Happy Thanksgiving!


In art school, they did their best to warn us about the pitfalls of being an artist. “Consider the impact on your family,” they would say. “Having an artist around the house is not easy— just think of Mrs. Manet or Mrs. Bonnard. Every time those poor women turned around they were being painted. Eating lunch, playing the piano, even taking a bath…it all ended up on canvas for the whole world to see.”

“If you really want to be an artist,” they told us, “make sure you marry someone who doesn’t mind long periods of sitting still. Find yourself a good artist’s model.”

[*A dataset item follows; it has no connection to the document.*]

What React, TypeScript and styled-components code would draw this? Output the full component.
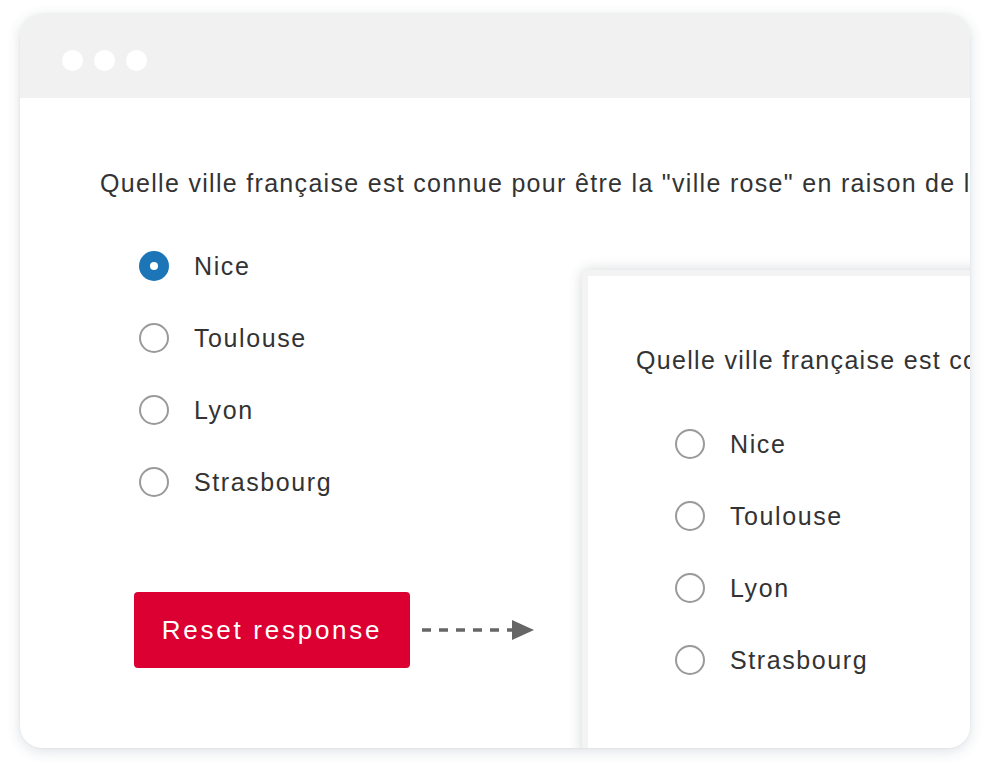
import React from "react";
import styled, { createGlobalStyle } from "styled-components";

const Global = createGlobalStyle`
  html, body { margin: 0; padding: 0; background: #ffffff; }
  body { font-family: "Liberation Sans", Arial, Helvetica, sans-serif; }
  * { box-sizing: border-box; }
`;

const Stage = styled.div`
  width: 990px;
  height: 772px;
  padding: 14px 20px 24px 20px;
`;

const Window = styled.div`
  width: 950px;
  height: 734px;
  border-radius: 22px;
  background: #ffffff;
  overflow: hidden;
  display: flex;
  flex-direction: column;
  box-shadow: 0 3px 14px rgba(40, 60, 80, 0.16), 0 0 3px rgba(40, 60, 80, 0.06);
`;

const TitleBar = styled.div`
  height: 84px;
  flex: 0 0 84px;
  background: #f1f1f1;
  display: flex;
  align-items: flex-start;
  gap: 11px;
  padding: 36px 0 0 42px;
`;

const Dot = styled.span`
  width: 21px;
  height: 21px;
  border-radius: 50%;
  background: #ffffff;
`;

const Body = styled.div`
  flex: 1;
  padding: 70px 0 0 80px;
  display: flex;
  flex-direction: column;
  min-height: 0;
`;

const Question = styled.div`
  font-size: 25px;
  line-height: 30px;
  color: #333333;
  letter-spacing: 1.31px;
  white-space: nowrap;
`;

const Split = styled.div`
  display: flex;
  align-items: flex-start;
  margin-top: 32px;
`;

const LeftCol = styled.div`
  width: 482px;
  flex: 0 0 482px;
  display: flex;
  flex-direction: column;
`;

const Options = styled.div<{ $top: number }>`
  display: flex;
  flex-direction: column;
  padding-left: 39px;
  margin-top: ${(p) => p.$top}px;
`;

const OptionRow = styled.label`
  height: 72px;
  display: flex;
  align-items: center;
  gap: 25px;
`;

const Radio = styled.span<{ $checked?: boolean }>`
  width: 30px;
  height: 30px;
  flex: 0 0 30px;
  border-radius: 50%;
  display: flex;
  align-items: center;
  justify-content: center;
  border: ${(p) => (p.$checked ? "none" : "2px solid #9a9a9a")};
  background: ${(p) => (p.$checked ? "#1b75b7" : "#ffffff")};
  &::after {
    content: "";
    display: ${(p) => (p.$checked ? "block" : "none")};
    width: 8px;
    height: 8px;
    border-radius: 50%;
    background: #ffffff;
  }
`;

const OptionLabel = styled.span`
  font-size: 25px;
  line-height: 30px;
  color: #333333;
  letter-spacing: 1.6px;
`;

const ActionRow = styled.div`
  display: flex;
  align-items: center;
  margin-top: 74px;
  padding-left: 34px;
  gap: 12px;
`;

const ResetButton = styled.button`
  width: 276px;
  height: 76px;
  border: none;
  border-radius: 4px;
  background: #dc0032;
  color: #ffffff;
  font-family: "Liberation Sans", Arial, Helvetica, sans-serif;
  font-size: 26px;
  letter-spacing: 2.75px;
  padding: 0;
  cursor: pointer;
`;

const Card = styled.div`
  margin-top: 40px;
  width: 520px;
  height: 520px;
  flex: 0 0 520px;
  border-radius: 7px;
  background: #f3f3f3;
  padding: 6px 0 0 6px;
  box-shadow: 0 0 14px rgba(40, 50, 60, 0.2);
`;

const CardInner = styled.div`
  height: 100%;
  background: #ffffff;
  padding: 69px 0 0 48px;
  display: flex;
  flex-direction: column;
`;

const options = ["Nice", "Toulouse", "Lyon", "Strasbourg"];

function OptionList({ selected, top }: { selected: number; top: number }) {
  return (
    <Options $top={top}>
      {options.map((o, i) => (
        <OptionRow key={o}>
          <Radio $checked={i === selected} />
          <OptionLabel>{o}</OptionLabel>
        </OptionRow>
      ))}
    </Options>
  );
}

const questionText =
  'Quelle ville française est connue pour être la "ville rose" en raison de la couleur de ses briques ?';

export default function App() {
  return (
    <>
      <Global />
      <Stage>
        <Window>
          <TitleBar>
            <Dot />
            <Dot />
            <Dot />
          </TitleBar>
          <Body>
            <Question>{questionText}</Question>
            <Split>
              <LeftCol>
                <OptionList selected={0} top={0} />
                <ActionRow>
                  <ResetButton>Reset response</ResetButton>
                  <svg width="114" height="24" viewBox="0 0 114 24">
                    <line
                      x1="0"
                      y1="12"
                      x2="90"
                      y2="12"
                      stroke="#666666"
                      strokeWidth="3.5"
                      strokeDasharray="9 8"
                    />
                    <polygon points="90,2 112,12 90,22" fill="#666666" />
                  </svg>
                </ActionRow>
              </LeftCol>
              <Card>
                <CardInner>
                  <Question>{questionText}</Question>
                  <OptionList selected={-1} top={33} />
                </CardInner>
              </Card>
            </Split>
          </Body>
        </Window>
      </Stage>
    </>
  );
}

I’ve been lucky in that regard. Not only did I marry a wonderful man, I got an excellent model in the bargain. Over the years of my design career, I have needed to illustrate a variety of historical scenes, including numerous depictions of Lewis and Clark, Native Americans, Oregon Trail pioneers, ranchers, farmers, sheep herders, Depression Era characters, Hudson’s Bay fur traders, Ice-Age mammoth hunters, and a slew of ordinary Joes. He’s modeled for all them, cheerfully enduring the most difficult and sometimes even undignified poses, all in the name of Art.

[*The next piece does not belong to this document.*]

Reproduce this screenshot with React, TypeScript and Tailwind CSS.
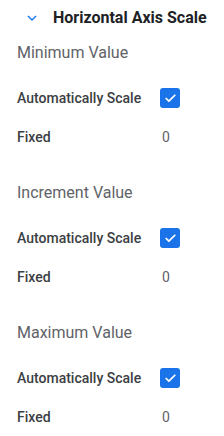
import { Check } from 'lucide-react'

const sections = ['Minimum Value', 'Increment Value', 'Maximum Value']

function Section({ title }: { title: string }) {
  return (
    <div className="pb-[19px]">
      <div className="h-[36px] flex items-center pl-[17px] text-[16px] text-[#5f6368]">{title}</div>
      <div className="mt-[7px] h-[40px] flex items-center pl-[17px]">
        <span className="w-[143px] text-[14px] font-medium text-[#3c4043]">Automatically Scale</span>
        <span className="w-[20px] h-[20px] rounded-[3px] bg-[#1a73e8] flex items-center justify-center">
          <Check size={13} strokeWidth={3.2} className="text-white" />
        </span>
      </div>
      <div className="h-[38px] flex items-center pl-[17px]">
        <span className="w-[145px] text-[14px] font-medium text-[#3c4043]">Fixed</span>
        <span className="text-[14px] text-[#5f6368]">0</span>
      </div>
    </div>
  )
}

export default function App() {
  return (
    <div className="w-[224px] h-[436px] bg-white overflow-hidden" style={{ fontFamily: 'Roboto, "Noto Sans", sans-serif' }}>
      <div className="h-[35px] flex items-center pl-[27px]">
        <svg width="10" height="6" viewBox="0 0 10 6" className="text-[#1a73e8]">
          <path d="M1 1l4 4 4-4" fill="none" stroke="currentColor" strokeWidth="1.4" />
        </svg>
        <span className="ml-[16px] text-[16px] font-bold text-[#202124]">Horizontal Axis Scale</span>
      </div>
      {sections.map((s) => (
        <Section key={s} title={s} />
      ))}
    </div>
  )
}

Not only that, he has enthusiastically supported every artistic endeavor I’ve dreamt up. He spent six years listening to me bang out beginner pieces on the piano when I decided to buy a piano and take lessons (never having touched a piano in my life). He always seemed glad to hear me play, no matter what it actually sounded like. If you’ve ever lived with a beginning music student you know…that’s true supportiveness.

And, when I decided to write a novel, he spent an entire year listening to me talk pretty much exclusively about the story and characters—endless hours helping me work out the plot twists and turns. For those long months, he essentially welcomed an entire troupe of fictional characters into our lives. At times, it must have seemed a bit crowded around our house, but he never once complained.

I am lucky, indeed.

So, on this Thanksgiving, I’d like to give special thanks to my favorite pioneer, explorer, mammoth hunter, and husband.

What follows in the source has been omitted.